* GOAL OF THE EXERCISE:
What number of lines hold the word "TypeScript"? State that number and nothing besides.

* TASK INPUT:
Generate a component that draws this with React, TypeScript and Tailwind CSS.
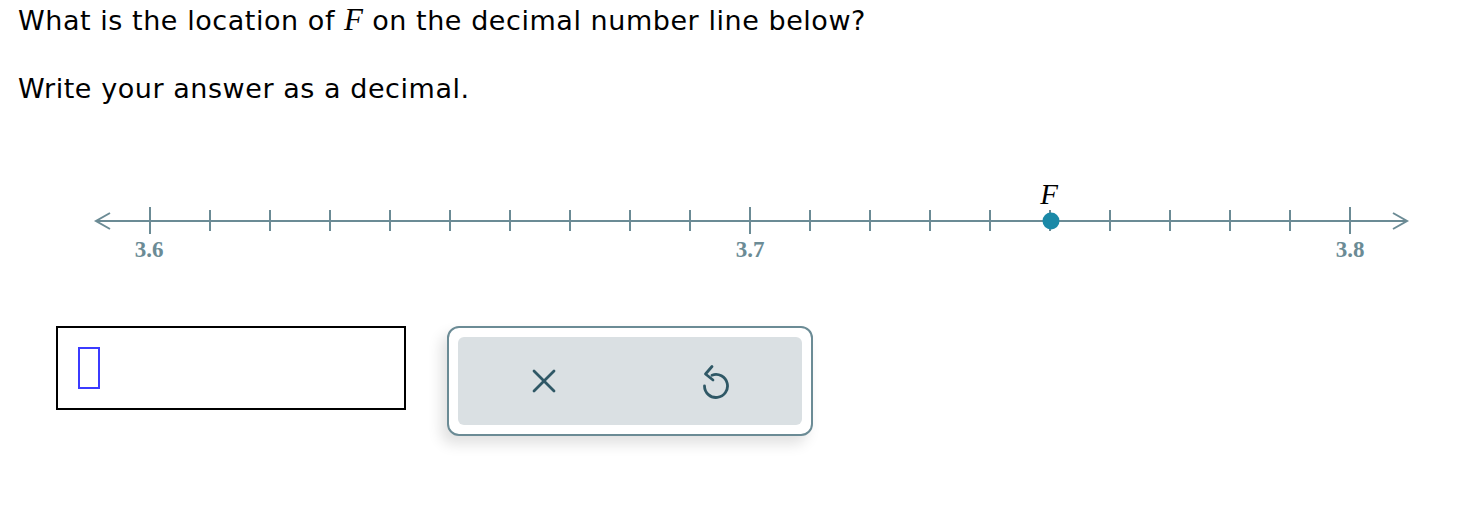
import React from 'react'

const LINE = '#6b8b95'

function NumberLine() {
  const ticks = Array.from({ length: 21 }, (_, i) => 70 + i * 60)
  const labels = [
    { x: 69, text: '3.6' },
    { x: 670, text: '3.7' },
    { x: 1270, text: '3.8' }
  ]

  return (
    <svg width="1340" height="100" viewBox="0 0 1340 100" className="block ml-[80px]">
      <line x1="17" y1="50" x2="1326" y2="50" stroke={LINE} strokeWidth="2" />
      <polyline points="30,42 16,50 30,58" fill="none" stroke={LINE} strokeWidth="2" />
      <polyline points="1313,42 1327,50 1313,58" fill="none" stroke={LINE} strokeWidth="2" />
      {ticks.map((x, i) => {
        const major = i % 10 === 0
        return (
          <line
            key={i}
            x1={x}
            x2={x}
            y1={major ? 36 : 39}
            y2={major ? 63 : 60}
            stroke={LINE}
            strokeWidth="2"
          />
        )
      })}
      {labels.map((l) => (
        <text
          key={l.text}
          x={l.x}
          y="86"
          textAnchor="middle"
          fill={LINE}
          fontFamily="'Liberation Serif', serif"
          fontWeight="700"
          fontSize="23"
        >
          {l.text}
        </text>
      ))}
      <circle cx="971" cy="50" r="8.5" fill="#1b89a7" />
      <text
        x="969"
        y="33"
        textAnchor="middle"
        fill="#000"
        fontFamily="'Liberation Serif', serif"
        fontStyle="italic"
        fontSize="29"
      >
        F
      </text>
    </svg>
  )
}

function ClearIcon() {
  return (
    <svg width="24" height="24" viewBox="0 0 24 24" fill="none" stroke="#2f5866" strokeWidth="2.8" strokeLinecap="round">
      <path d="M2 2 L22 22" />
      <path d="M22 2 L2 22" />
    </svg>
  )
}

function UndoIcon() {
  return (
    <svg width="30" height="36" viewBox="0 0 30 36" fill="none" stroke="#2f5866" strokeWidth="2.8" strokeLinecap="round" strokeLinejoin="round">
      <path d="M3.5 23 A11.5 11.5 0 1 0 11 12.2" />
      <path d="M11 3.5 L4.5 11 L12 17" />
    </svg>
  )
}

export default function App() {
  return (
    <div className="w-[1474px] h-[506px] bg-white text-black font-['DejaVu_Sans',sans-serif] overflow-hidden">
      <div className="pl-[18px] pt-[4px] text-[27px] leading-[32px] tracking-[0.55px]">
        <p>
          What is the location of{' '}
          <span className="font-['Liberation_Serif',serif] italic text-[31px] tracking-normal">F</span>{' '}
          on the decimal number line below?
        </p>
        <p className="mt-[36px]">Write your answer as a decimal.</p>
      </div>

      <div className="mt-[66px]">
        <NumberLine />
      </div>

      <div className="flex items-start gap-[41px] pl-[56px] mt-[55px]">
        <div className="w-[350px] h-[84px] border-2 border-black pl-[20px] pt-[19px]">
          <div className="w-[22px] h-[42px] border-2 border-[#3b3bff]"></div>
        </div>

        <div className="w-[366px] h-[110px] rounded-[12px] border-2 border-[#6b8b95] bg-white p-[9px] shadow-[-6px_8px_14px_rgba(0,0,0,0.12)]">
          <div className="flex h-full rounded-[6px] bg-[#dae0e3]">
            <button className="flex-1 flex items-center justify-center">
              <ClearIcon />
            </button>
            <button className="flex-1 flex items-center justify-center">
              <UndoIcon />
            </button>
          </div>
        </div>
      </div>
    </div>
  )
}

...

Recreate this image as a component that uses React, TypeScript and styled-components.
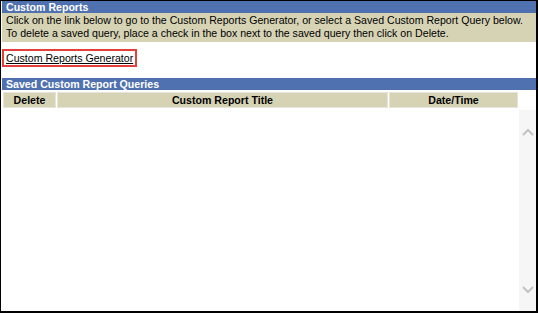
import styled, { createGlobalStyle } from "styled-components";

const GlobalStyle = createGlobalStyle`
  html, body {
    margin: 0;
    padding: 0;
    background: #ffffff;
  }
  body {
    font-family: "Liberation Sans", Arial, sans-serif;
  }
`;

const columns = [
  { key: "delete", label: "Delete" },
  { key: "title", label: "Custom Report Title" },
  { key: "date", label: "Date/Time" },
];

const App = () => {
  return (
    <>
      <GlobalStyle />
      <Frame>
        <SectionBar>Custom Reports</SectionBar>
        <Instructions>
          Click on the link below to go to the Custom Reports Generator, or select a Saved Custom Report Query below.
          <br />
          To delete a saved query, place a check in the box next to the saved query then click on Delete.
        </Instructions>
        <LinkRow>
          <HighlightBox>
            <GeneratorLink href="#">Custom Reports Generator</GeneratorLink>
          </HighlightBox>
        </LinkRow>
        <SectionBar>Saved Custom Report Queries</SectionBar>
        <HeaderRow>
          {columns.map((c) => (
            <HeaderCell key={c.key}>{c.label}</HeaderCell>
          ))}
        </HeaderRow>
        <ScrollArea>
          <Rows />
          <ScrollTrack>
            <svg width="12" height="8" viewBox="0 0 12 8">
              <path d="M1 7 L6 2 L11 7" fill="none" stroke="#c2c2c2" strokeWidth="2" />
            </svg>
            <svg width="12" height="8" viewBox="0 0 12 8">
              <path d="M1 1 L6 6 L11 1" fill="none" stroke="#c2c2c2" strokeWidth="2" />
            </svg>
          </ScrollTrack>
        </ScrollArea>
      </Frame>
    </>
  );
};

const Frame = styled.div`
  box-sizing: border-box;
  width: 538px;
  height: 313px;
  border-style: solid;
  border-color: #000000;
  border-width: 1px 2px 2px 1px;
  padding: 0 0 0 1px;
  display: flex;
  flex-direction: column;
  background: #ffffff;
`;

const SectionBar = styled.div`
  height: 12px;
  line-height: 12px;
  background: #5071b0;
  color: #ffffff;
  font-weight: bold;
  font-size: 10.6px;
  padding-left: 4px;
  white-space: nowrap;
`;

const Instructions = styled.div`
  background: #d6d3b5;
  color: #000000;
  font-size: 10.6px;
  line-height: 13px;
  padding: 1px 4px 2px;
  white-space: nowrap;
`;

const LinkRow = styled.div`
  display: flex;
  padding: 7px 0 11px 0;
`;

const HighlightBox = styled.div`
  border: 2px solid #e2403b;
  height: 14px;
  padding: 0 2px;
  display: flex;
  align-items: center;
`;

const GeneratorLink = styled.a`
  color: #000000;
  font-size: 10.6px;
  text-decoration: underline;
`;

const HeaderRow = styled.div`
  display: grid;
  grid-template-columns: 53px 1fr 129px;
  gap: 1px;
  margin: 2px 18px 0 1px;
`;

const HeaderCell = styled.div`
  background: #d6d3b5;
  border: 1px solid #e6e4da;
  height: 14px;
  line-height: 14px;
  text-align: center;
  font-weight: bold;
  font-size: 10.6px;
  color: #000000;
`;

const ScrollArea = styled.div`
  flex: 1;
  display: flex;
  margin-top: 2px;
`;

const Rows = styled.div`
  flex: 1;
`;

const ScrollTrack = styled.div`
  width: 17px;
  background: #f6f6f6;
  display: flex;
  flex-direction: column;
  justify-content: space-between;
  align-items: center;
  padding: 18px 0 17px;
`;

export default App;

* RESPONSE TO THE TASK:
2